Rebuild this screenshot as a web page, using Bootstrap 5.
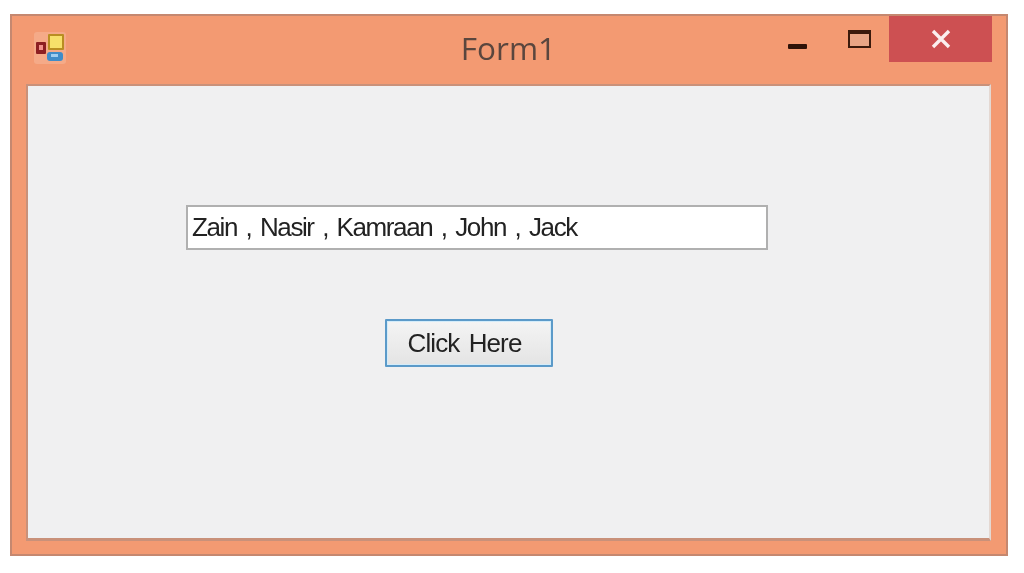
<!DOCTYPE html>
<html lang="en">
<head>
<meta charset="utf-8">
<title>Form1</title>
<link href="https://cdn.jsdelivr.net/npm/bootstrap@5.3.0/dist/css/bootstrap.min.css" rel="stylesheet">
<style>
html, body { height: 100%; }
body { background: #fff; padding: 14px 16px 17px 10px; overflow: hidden; }
.win-frame { width: 998px; height: 542px; background: #f39a72; border: 2px solid #c58870; padding: 0 15px 15px 14px; filter: blur(.6px); }
.win-title { height: 68px; position: relative; }
.win-icon { margin-left: 8px; margin-top: 16px; width: 32px; height: 32px; }
.win-name { position: absolute; left: 0; right: 0; top: 10px; text-align: center; font: 31.5px/44px "Open Sans", sans-serif; color: #5a463e; }
.win-btns { height: 46px; margin-right: -1px; }
.win-min { width: 19px; height: 5px; background: #2e1208; margin-right: 41px; margin-top: 28px; border-radius: 1px; }
.win-max { width: 23px; height: 18px; border: 2px solid #3b1a0c; border-top-width: 4px; margin-right: 18px; margin-top: 14px; background: #e9a585; }
.win-close { width: 103px; height: 46px; background: #cd5052; border: 0; padding: 0; }
.win-client { height: 457px; background: #f0f0f1; border: 2px solid #c9917a; border-bottom-width: 3px; border-right-color: #e4d8d2; padding: 119px 0 0 158px; }
.name-box { width: 582px; height: 45px; background: #fff; border: 2px solid #b0b0b0; padding: 0 4px; font: 26px/39px "Liberation Sans", sans-serif; color: #222; white-space: nowrap; border-radius: 0; letter-spacing: -1.4px; word-spacing: 2.75px; }
.name-box:focus { box-shadow: none; border-color: #b0b0b0; color: #222; }
.click-btn { display: block; width: 168px; height: 48px; margin: 69px 0 0 199px; padding: 0 9px 0 0; border: 2px solid #5b9ac9; background: linear-gradient(#f4f4f4, #e4e4e4); border-radius: 1px; box-shadow: inset 0 0 0 1px #d3ecfa; font: 26px/42px "Liberation Sans", sans-serif; color: #222; letter-spacing: -.9px; word-spacing: 3px; }
</style>
</head>
<body>
<div class="win-frame">
  <div class="win-title d-flex justify-content-between align-items-start">
    <svg class="win-icon" viewBox="0 0 32 32" aria-hidden="true">
      <rect x="0" y="0" width="32" height="32" rx="3" fill="#f6b89b" fill-opacity=".55"/>
      <rect x="2" y="10" width="10" height="12" rx="1" fill="#8d1f22"/>
      <rect x="5" y="13" width="4" height="5" fill="#f1908a"/>
      <rect x="14" y="2" width="16" height="16" rx="1" fill="#b98e22"/>
      <rect x="16" y="4" width="12" height="12" fill="#f6e06a"/>
      <rect x="13" y="20" width="16" height="9" rx="3" fill="#3f8cc8"/>
      <rect x="17" y="22" width="7" height="3" fill="#9fcdef"/>
    </svg>
    <div class="win-name">Form1</div>
    <div class="win-btns d-flex align-items-start">
      <div class="win-min"></div>
      <div class="win-max"></div>
      <button class="win-close d-flex align-items-center justify-content-center" type="button" aria-label="Close">
        <svg width="20" height="20" viewBox="0 0 20 20" aria-hidden="true"><path d="M2 2 18 18M18 2 2 18" stroke="#fbeeee" stroke-width="3.4" fill="none"/></svg>
      </button>
    </div>
  </div>
  <div class="win-client">
    <input class="form-control name-box" type="text" value="Zain , Nasir , Kamraan , John , Jack">
    <button class="btn click-btn" type="button">Click Here</button>
  </div>
</div>
<script src="https://cdn.jsdelivr.net/npm/bootstrap@5.3.0/dist/js/bootstrap.bundle.min.js"></script>
</body>
</html>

━━━━━━━━━━━━━━━━━━━━━━━━━━━━━━

Objective: Quote everything in the listing above exactly; pictures are the only thing to omit.

Task response:
Rebuild this screenshot as a web page, using Bootstrap 5.
<!DOCTYPE html>
<html lang="en">
<head>
<meta charset="utf-8">
<title>Form1</title>
<link href="https://cdn.jsdelivr.net/npm/bootstrap@5.3.0/dist/css/bootstrap.min.css" rel="stylesheet">
<style>
html, body { height: 100%; }
body { background: #fff; padding: 14px 16px 17px 10px; overflow: hidden; }
.win-frame { width: 998px; height: 542px; background: #f39a72; border: 2px solid #c58870; padding: 0 15px 15px 14px; filter: blur(.6px); }
.win-title { height: 68px; position: relative; }
.win-icon { margin-left: 8px; margin-top: 16px; width: 32px; height: 32px; }
.win-name { position: absolute; left: 0; right: 0; top: 10px; text-align: center; font: 31.5px/44px "Open Sans", sans-serif; color: #5a463e; }
.win-btns { height: 46px; margin-right: -1px; }
.win-min { width: 19px; height: 5px; background: #2e1208; margin-right: 41px; margin-top: 28px; border-radius: 1px; }
.win-max { width: 23px; height: 18px; border: 2px solid #3b1a0c; border-top-width: 4px; margin-right: 18px; margin-top: 14px; background: #e9a585; }
.win-close { width: 103px; height: 46px; background: #cd5052; border: 0; padding: 0; }
.win-client { height: 457px; background: #f0f0f1; border: 2px solid #c9917a; border-bottom-width: 3px; border-right-color: #e4d8d2; padding: 119px 0 0 158px; }
.name-box { width: 582px; height: 45px; background: #fff; border: 2px solid #b0b0b0; padding: 0 4px; font: 26px/39px "Liberation Sans", sans-serif; color: #222; white-space: nowrap; border-radius: 0; letter-spacing: -1.4px; word-spacing: 2.75px; }
.name-box:focus { box-shadow: none; border-color: #b0b0b0; color: #222; }
.click-btn { display: block; width: 168px; height: 48px; margin: 69px 0 0 199px; padding: 0 9px 0 0; border: 2px solid #5b9ac9; background: linear-gradient(#f4f4f4, #e4e4e4); border-radius: 1px; box-shadow: inset 0 0 0 1px #d3ecfa; font: 26px/42px "Liberation Sans", sans-serif; color: #222; letter-spacing: -.9px; word-spacing: 3px; }
</style>
</head>
<body>
<div class="win-frame">
  <div class="win-title d-flex justify-content-between align-items-start">
    <svg class="win-icon" viewBox="0 0 32 32" aria-hidden="true">
      <rect x="0" y="0" width="32" height="32" rx="3" fill="#f6b89b" fill-opacity=".55"/>
      <rect x="2" y="10" width="10" height="12" rx="1" fill="#8d1f22"/>
      <rect x="5" y="13" width="4" height="5" fill="#f1908a"/>
      <rect x="14" y="2" width="16" height="16" rx="1" fill="#b98e22"/>
      <rect x="16" y="4" width="12" height="12" fill="#f6e06a"/>
      <rect x="13" y="20" width="16" height="9" rx="3" fill="#3f8cc8"/>
      <rect x="17" y="22" width="7" height="3" fill="#9fcdef"/>
    </svg>
    <div class="win-name">Form1</div>
    <div class="win-btns d-flex align-items-start">
      <div class="win-min"></div>
      <div class="win-max"></div>
      <button class="win-close d-flex align-items-center justify-content-center" type="button" aria-label="Close">
        <svg width="20" height="20" viewBox="0 0 20 20" aria-hidden="true"><path d="M2 2 18 18M18 2 2 18" stroke="#fbeeee" stroke-width="3.4" fill="none"/></svg>
      </button>
    </div>
  </div>
  <div class="win-client">
    <input class="form-control name-box" type="text" value="Zain , Nasir , Kamraan , John , Jack">
    <button class="btn click-btn" type="button">Click Here</button>
  </div>
</div>
<script src="https://cdn.jsdelivr.net/npm/bootstrap@5.3.0/dist/js/bootstrap.bundle.min.js"></script>
</body>
</html>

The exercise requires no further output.